Customer service and the ‘little pockets of data’

A few years ago Don Callahan, Head of Operations & Technology at Citi gave a talk at the bank’s annual Digital Money Symposium in London. He decided to conduct an experiment. He sat down with his family to try and construct a central view of all of their household finances, both incoming and outgoing. All the paycheques, credit cards, pension plans, investments, mortgages, loans etc…for everyone. And he couldn’t do it. The struggles his own household were having was reflected in most banks inability to produce a comprehensive, centralised view of their customers.

I have spent the past few years writing about the challenges banks face when looking to connect better with their customers. I have hammered home the idea that there is only one channel — the customer channel. But I have never looked at myself, to illustrate this, with a personal story.

My family is a strange beast. Our relationship with providers of financial services is almost, exclusively centred on one bank. We have our joint account, our mortgage, our credit cards, ISAs, pensions, savings accounts — all with the same institution. That should mean if any bank has a clear, helicopter view of my family’s financial situation — or even recognize who I am — it should be my bank.

You’d think.

Recently, we decided to redo our mortgage to get a better rate — on the advice of our relationship manager. (We’ll call him ‘Alan’ for the sake of this story). When we sent in the forms, the bank came back to my husband to say ‘Wait, your wife (who is named on your joint account) doesn’t live at the address where we were doing the remortgage.’

What, wait, what?

Let’s back up a bit.

My family — which is myself, my husband and our son (and at the time a hamster — RIP ‘Kevin’) –moved to a new house in 2013. It’s a lovely house, with a double layer garden, big kitchen, on a dead end street, detached — but those aren’t the details you, the reader, should be concerned with now.

Anyone who has moved house knows the joys of ‘changing your addresses at every credit card, loyalty points scheme, electoral register etc…One of the first addresses we changed was on our joint account. Actually, the first address we changed, was on our mortgage papers, which has both my husband’s and my name on it. Then we changed our joint account. Which is where our standing order for our mortgage is paid out from.

We had two blissful years of living in our lovely, London suburbs house, paying our mortgage out of our joint account. Paper documents, listing these accounts, were posted to our domestic idyll.

Then we tried to remortgage. We found out, that according to our bank — I still lived at the little Victoria terraced house, on a street in southeast London — where we have lived two years prior.

Mind you — my credit card travelled to the new house (it has five bedrooms and a grannie flat — you really must drop by when you are in town) My savings account, travelled to the new house. My Sainsbury’s Nectar points card — switched address. But only my husband’s side of the *joint-account* travelled a few miles, to the outskirts of London, to the Kent borders.

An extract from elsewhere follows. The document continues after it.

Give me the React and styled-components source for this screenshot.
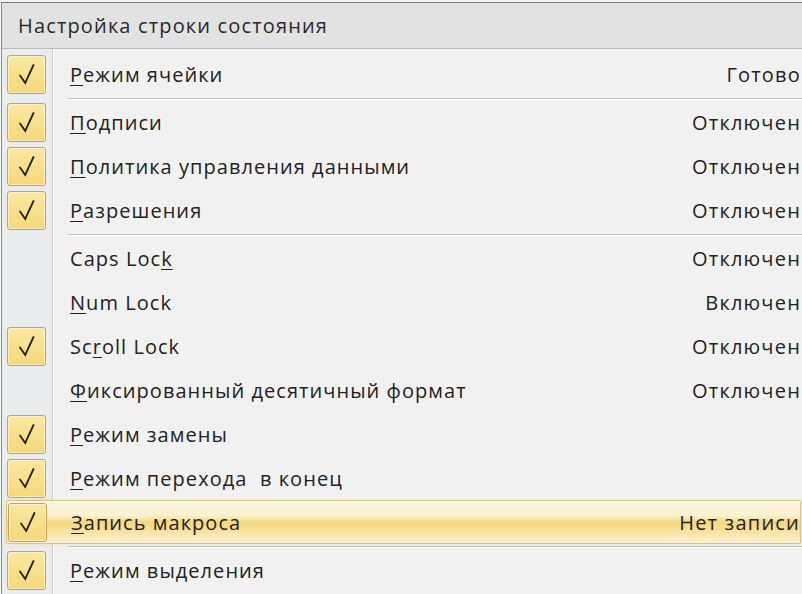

Why? Because it was only my husband, who changed the address.

To quote our relationship manager — “We do not *assume* that that both names on a joint account live at the same address.”

:-|

Please do not argue with me about bank procedure and KYC and regulations — like you work at a bank. Think, for a second, like a customer.

Two years after moving. Two years after dealing with my bank from the same address. Two years’ worth of ‘customer transaction data’ (yes, I know banks can’t really use that!) Two years after *signing* the mortgage papers in a branch of the bank! 18 years of being a customer of this bank. I had to travel to a branch to produce documentation to prove who I was and where I lived.

*That* is stupid.

That is why banks are losing the customer experience battle. Right there. Ground zero. The Lumley Household. Kent, UK.

The problem lies not in banks refusing to fix the customer experience problem. It lies in the current structure of regulations, legacy infrastructure and culture at banks that make it almost impossible to change the desire to be ‘customer-centric’ into an actual working practice.

All of the products that my family holds with our bank — from the current accounts, credit cards, mortgage etc.. — all of those products are held in separate, distinct databases. Universal banks do not emerge fully formed from the head of the banking gods. They are constructed over time, through waves of acquisitions, and infrastructure products focused on product segments. These projects are built by IT teams that are often seconded in from outside firms (like IBM or Accenture) to work for 18 to 24 months at a time (depending on the project) and, more often than not, have very little direct knowledge of the business.

The customer story inside a bank is not held in a book or a central database. It is held in ‘little pockets of data’ spread all around the bank, in various locations, in an assortment of programming languages and platforms and architecture. These ‘little pockets of data’ never interact, are never reconciled, redundancies are never discovered — and most importantly — opportunities are never explored.